“Love bacon? Like to travel? Hate gravity?”
B-Stein fondled his last memories of Earth as he unexcitedly, indiscriminately picked at his breakfast. Terra. Solid ground. It had been three years since he felt the ground, and three years of eating the same bacon every day. And it was the same bacon. It was the same atoms of carbon, sodium, iron, and whatever else he had brought with him, reconstituted from his effluvient, delicately pressed together to form the shape of some dead animal.
While B-Stein is preoccupied with his breakfast, strange vibrations are starting to emanate from small electromagnets around the ship. The vibrations move through the recycled air, and reach B-Stein in a few milliseconds.
“Christ”, he muttered, “not another one”.
His crewmate F-Meier had been experimenting with the porkulator, trying to extract something slightly less porky, but all his experiments so far had ended up as balls of plasmodic, flaming flesh.
B-Stein started to undo the velcro that was conveniently fastening him to his seat. The loud crackling zipping, which he had relished as a child, brought no joy to him any more. He felt a strange, yet familiar, sensation of air passing by him as he was sucked towards a new hole in the ship’s hull. He didn’t feel particularly cold, but did find it quite hard to breathe. This caused him a great amount of stress. He didn’t think of his wife L-Stein or their unborn child.
After the porkulator explosion of ’808, the hull breach was, purely by accident, sealed by the porkulator itself. Despite plans to remove the porkulator and weld the hull shut, by the time they were ready, the exterior was already overgrown with meat. A committee was formed, and it was decided not to risk further injury and leave the porkulator where it was. Plus, it tasted much better now.
B-Stein with L-Stein née Schön begat B-Stein-II, who with K-Stein née Meier begat P-Berg née Stein.
F-Meier with M-Meier née Feldt begat K-Stein née Meier.
F-Berg begat J-Berg, mother unknown; J-Berg and P-Berg née Stein begat T-Berg.
T-Berg put on his shaving suit. The shaving suit had begun life as an ordinary space suit, designed primarily for keeping oxygen in and radiation out. After a few unfortunate accidents shaving the pork, however, it was decided that it must also keep very sharp objects such as carving knives out as well.
T-Berg gave a firm tug on each of the fastenings, seals, rings and pinnipeds of his suit. No oxygen would be escaping today. He shook the carving knife to check the fuel, and heard sufficient petrol splashing inside its tank.
T-Berg had some trouble negotiating the ship without his velcro boots, and slowly worked his way to the airlock. He closed the inner lock, took the pressure down, and opened the outer lock. Before leaving through the outer lock, he pulled on the cord and started the carving knife.
He shimmied out of the lock, turning on his electromagnetic boots to anchor him to the exterior of the hull.
“Strange”, he thought, “there doesn’t seem to be any growth since last week.
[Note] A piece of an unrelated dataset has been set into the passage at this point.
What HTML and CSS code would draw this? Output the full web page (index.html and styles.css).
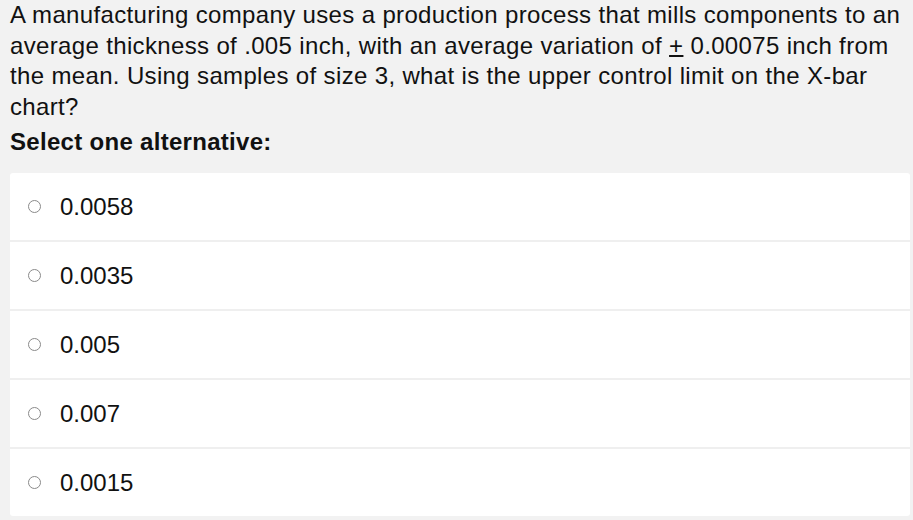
FILE: index.html
```html
<!DOCTYPE html>
<html>
<head>
<meta charset="utf-8">
<link rel="stylesheet" href="styles.css">
</head>
<body>
<div class="page">
  <p class="question">A manufacturing company uses a production process that mills components to an average thickness of .005 inch, with an average variation of <u>+</u> 0.00075 inch from the mean. Using samples of size 3, what is the upper control limit on the X-bar chart?</p>
  <p class="prompt">Select one alternative:</p>
  <ul class="options">
    <li class="option"><span class="radio"></span><span class="label">0.0058</span></li>
    <li class="option"><span class="radio"></span><span class="label">0.0035</span></li>
    <li class="option"><span class="radio"></span><span class="label">0.005</span></li>
    <li class="option"><span class="radio"></span><span class="label">0.007</span></li>
    <li class="option"><span class="radio"></span><span class="label">0.0015</span></li>
  </ul>
</div>
</body>
</html>
```

FILE: styles.css
```css
html, body {
  margin: 0;
  padding: 0;
  background: #f2f2f2;
}
.page {
  padding: 0 3px 0 10px;
  font-family: "Liberation Sans", Arial, sans-serif;
  color: #111;
}
.question {
  margin: 0;
  font-size: 24px;
  letter-spacing: 0.35px;
  line-height: 30.5px;
}
.question u {
  text-decoration-thickness: 2px;
}
.prompt {
  margin: 5px 0 0 0;
  font-size: 24px;
  letter-spacing: 0.3px;
  line-height: 30px;
  font-weight: bold;
}
.options {
  list-style: none;
  margin: 16px 0 0 0;
  padding: 0;
  background: #fff;
  border-radius: 3px;
}
.option {
  display: flex;
  align-items: center;
  height: 67px;
  border-top: 2px solid #efefef;
}
.option:first-child {
  border-top: none;
}
.radio {
  width: 11px;
  height: 11px;
  border: 1.5px solid #8a8a8a;
  border-radius: 50%;
  margin-left: 18px;
  margin-right: 19px;
  flex: none;
}
.label {
  font-size: 24px;
  line-height: 30px;
}
```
Something must be wrong with the porkulator”.
The hull breach where the porkulator was embedded was a five minute walk away, and he walked there uneventfully. He hadn’t been this far from the airlock before, but it all looked the same: a sea of meat, seared from the unfiltered radiation of a thousand distant stars.
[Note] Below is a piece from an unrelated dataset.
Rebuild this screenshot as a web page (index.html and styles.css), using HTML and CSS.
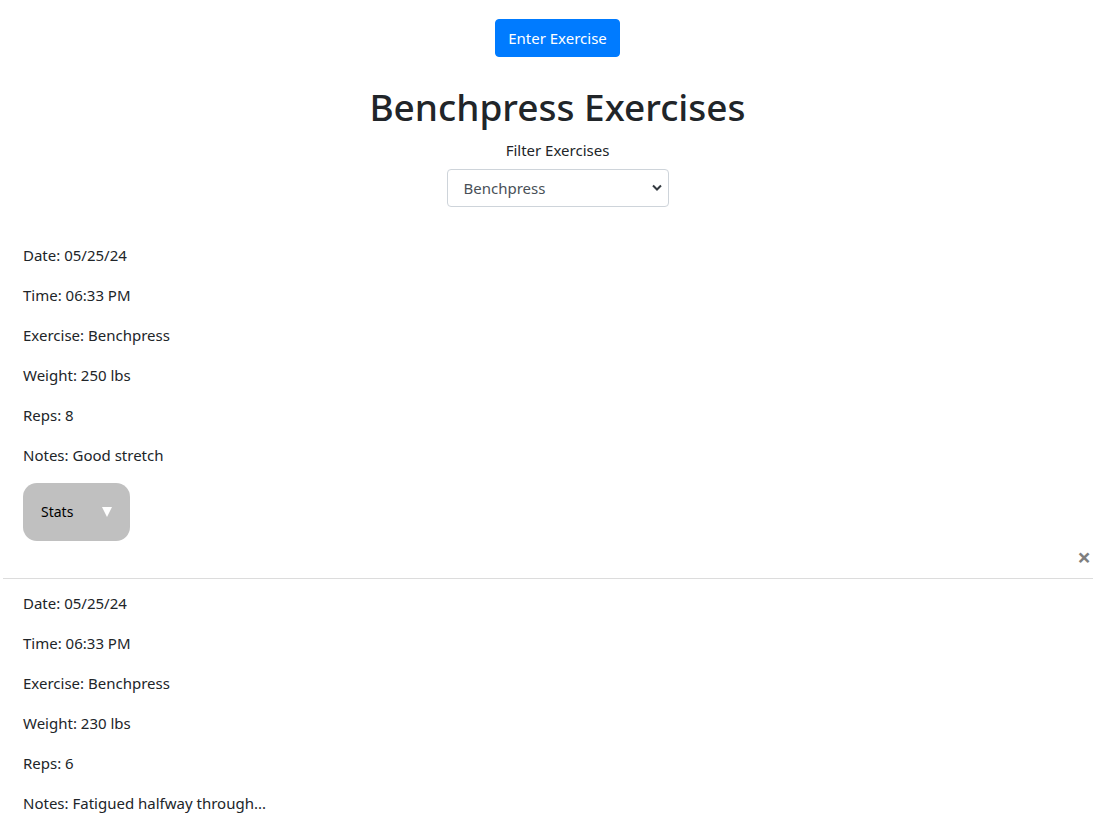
FILE: index.html
```html
<!DOCTYPE html>
<html>
<head>
<meta charset="utf-8">
<link rel="stylesheet" href="styles.css">
</head>
<body>
<div class="top">
  <button class="btn">Enter Exercise</button>
  <h1 class="title">Benchpress Exercises</h1>
  <label class="filter-label" for="f">Filter Exercises</label>
  <div class="select-wrap">
    <select id="f" class="select"><option>Benchpress</option></select>
    <svg class="chev" width="10" height="7" viewBox="0 0 10 7"><path d="M1 1.5 L5 5.5 L9 1.5" fill="none" stroke="#343a40" stroke-width="2"/></svg>
  </div>
</div>
<div class="entries">
  <div class="entry">
    <p>Date: 05/25/24</p>
    <p>Time: 06:33 PM</p>
    <p>Exercise: Benchpress</p>
    <p>Weight: 250 lbs</p>
    <p>Reps: 8</p>
    <p>Notes: Good stretch</p>
    <div class="stats"><span>Stats</span><span class="tri"></span></div>
  </div>
  <div class="close-row"><span class="close">×</span></div>
  <hr class="sep">
  <div class="entry">
    <p>Date: 05/25/24</p>
    <p>Time: 06:33 PM</p>
    <p>Exercise: Benchpress</p>
    <p>Weight: 230 lbs</p>
    <p>Reps: 6</p>
    <p class="last">Notes: Fatigued halfway through...</p>
  </div>
</div>
</body>
</html>
```
FILE: styles.css
```css
body {
  margin: 0;
  font-family: "Noto Sans", "Open Sans", sans-serif;
  font-size: 15px;
  line-height: 24px;
  color: #212529;
  background: #fff;
}
.top {
  display: flex;
  flex-direction: column;
  align-items: center;
  padding-top: 19px;
  padding-left: 22px;
}
.btn {
  font-family: inherit;
  font-size: 15px;
  line-height: 24px;
  padding: 6px 12px;
  height: 38px;
  border: 1px solid #007bff;
  background: #007bff;
  color: #fff;
  border-radius: 4px;
}
.title {
  margin: 26px 0 7px;
  font-size: 37px;
  line-height: 48px;
  font-weight: 500;
}
.filter-label {
  display: block;
  margin-bottom: 7px;
}
.select-wrap {
  position: relative;
  width: 222px;
  height: 38px;
}
.select {
  appearance: none;
  -webkit-appearance: none;
  width: 222px;
  height: 38px;
  box-sizing: border-box;
  border: 1px solid #ced4da;
  border-radius: 4px;
  background: #fff;
  padding: 0 28px 0 16px;
  font-family: inherit;
  font-size: 15px;
  color: #495057;
}
.chev {
  position: absolute;
  right: 7px;
  top: 15px;
  pointer-events: none;
}
.entries {
  margin-top: 36px;
}
.entry {
  padding: 0 23px;
}
.entry p {
  margin: 0 0 16px;
}
.entry p.last {
  margin-bottom: 0;
}
.stats {
  display: flex;
  align-items: center;
  width: 107px;
  height: 58px;
  box-sizing: border-box;
  padding-left: 18px;
  background: #c0c0c0;
  border-radius: 14px;
  font-size: 14px;
  color: #000;
}
.tri {
  margin-left: 29px;
  width: 0;
  height: 0;
  border-left: 5px solid transparent;
  border-right: 5px solid transparent;
  border-top: 10px solid #fff;
}
.close-row {
  display: flex;
  justify-content: flex-end;
  padding: 4px 2px 0 0;
}
.close {
  font-size: 24px;
  line-height: 24px;
  font-weight: 700;
  color: #000;
  opacity: 0.5;
}
.sep {
  margin: 9px 0 12px 3px;
  border: 0;
  border-top: 1px solid #dcdcdc;
}
```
He identified the porkulator as a large protrusion of meat, and started digging away with the carving knife. He stuffed what he could into his carry bag, and let the rest drift away into the void.
As he got deeper, his anxiety grew. Nobody had seen the porkulator since ’808. What if he reopened the hull? No, it was unlikely that he could reopen the hull. That entire section of the interior had been filled with meat for generations. He kept digging, and finally reached a metal compartment, like a safe or a refrigerator.
T-Berg had studied well, and knew a bit about porkulator mechanics: you had the source material that needed to be kept frozen so it wouldn’t get rancid, and the probes into the source material to inspect the DNA and structure. The effluvient input pipes were then filtered, processed and the output was a delicious porky meal, full of vitamins, calcium, and everything else your body decided it didn’t want in the first place.
T-Berg carved around the refrigerator door and pried it open. The light didn’t turn on. One thing T-Berg knew about refrigerators and freezers was that they had lights. He turned his headlamp on and peered in, to find the perfectly preserved face of his maternal great grandfather.